An example set of plots generated is given below. Remember that the channel and stuff shown here are just magnitudes, so don’t try to visually convolve them, that’s just going to make things confusing.

ls_ch_est_1 ls_ch_est_2 ls_ch_est_3

Interesting bit about Least-Squares

Let’s talk about the least-square solution to linear systems of equations. Let’s say we have the problem

Ax=b

where A is an m-by-n matrix (m rows, n columns), x is an n-element vector, and b is an m-element vector. This is just a standard form of a linear algebra problem. Let’s also assume A is full-rank.

Now’s let’s say m>n, or A is a tall matrix. We call A an overdetermined matrix. Simply put, there are way too many unique linear equations to solve for a unique x vector answer. So what do we do? We can use least-squares formulation of the problem to get some sort of an acceptable answer. If we multiply by sides of the equation by the Hermitian transpose of A, we get

A^{*}Ax = A^{*}b \\ x = (A^{*}A)^{-1}A^{*}b

So we have a least-squares solution for x. For people well-versed in linear algebra concepts, this is essentially the projection of the vector b on the subspace spanned by matrix A. But generally speaking, most people don’t care about that. Why is least-squares good for this case then? The least squares solution we obtained here minimizes the function

\|Ax-b\|^{2}

So the vector x minimizes the error for the equation. We cannot obtain an exact x for our overdetermined system, but this is our best shot, in terms of this squared error measure.

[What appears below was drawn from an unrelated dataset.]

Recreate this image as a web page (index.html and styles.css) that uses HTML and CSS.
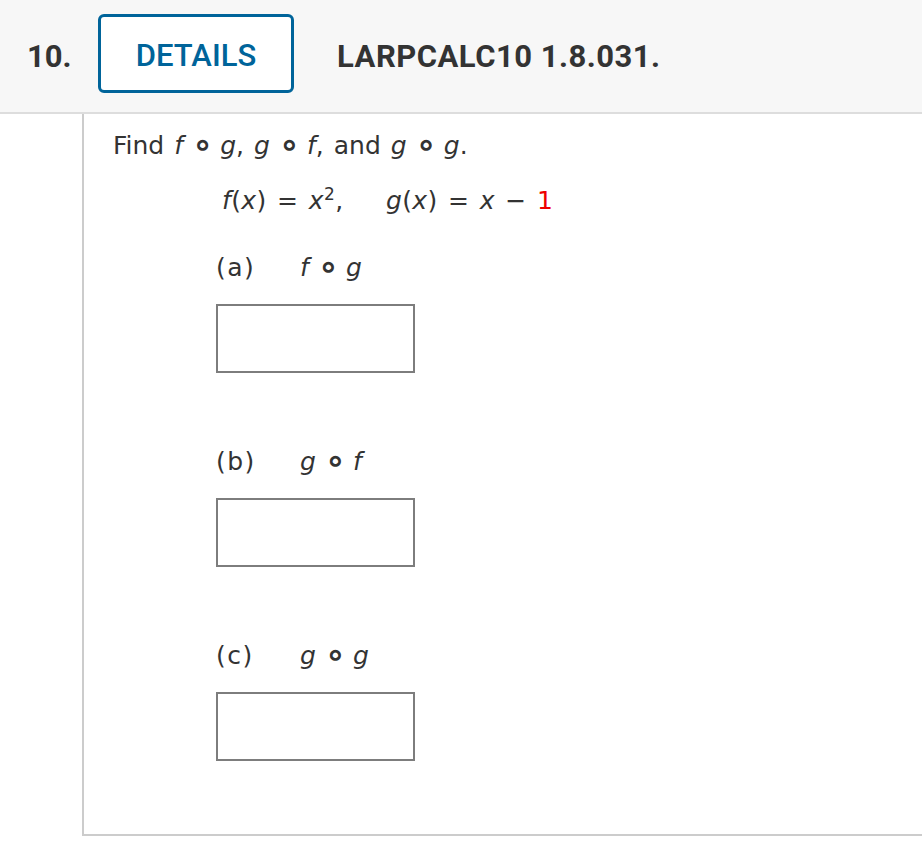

But wait! If n>m, or A is a fat matrix, A is then an underdetermined matrix, and we have a large solution space. The vector x could be a whole number of things! What’s neat about least squares is that we can still use it here for a similar purpose.

x = A^{*}(AA^{*})^{-1}b

So why is this useful? The vector x here is actually the solution to the system with the smallest norm, so \|x\|^{2} is minimized. There are places in optimization or control theory where we want the minimum energy vectors for controllability or stability, so the underdetermined least-squares problem is useful as well.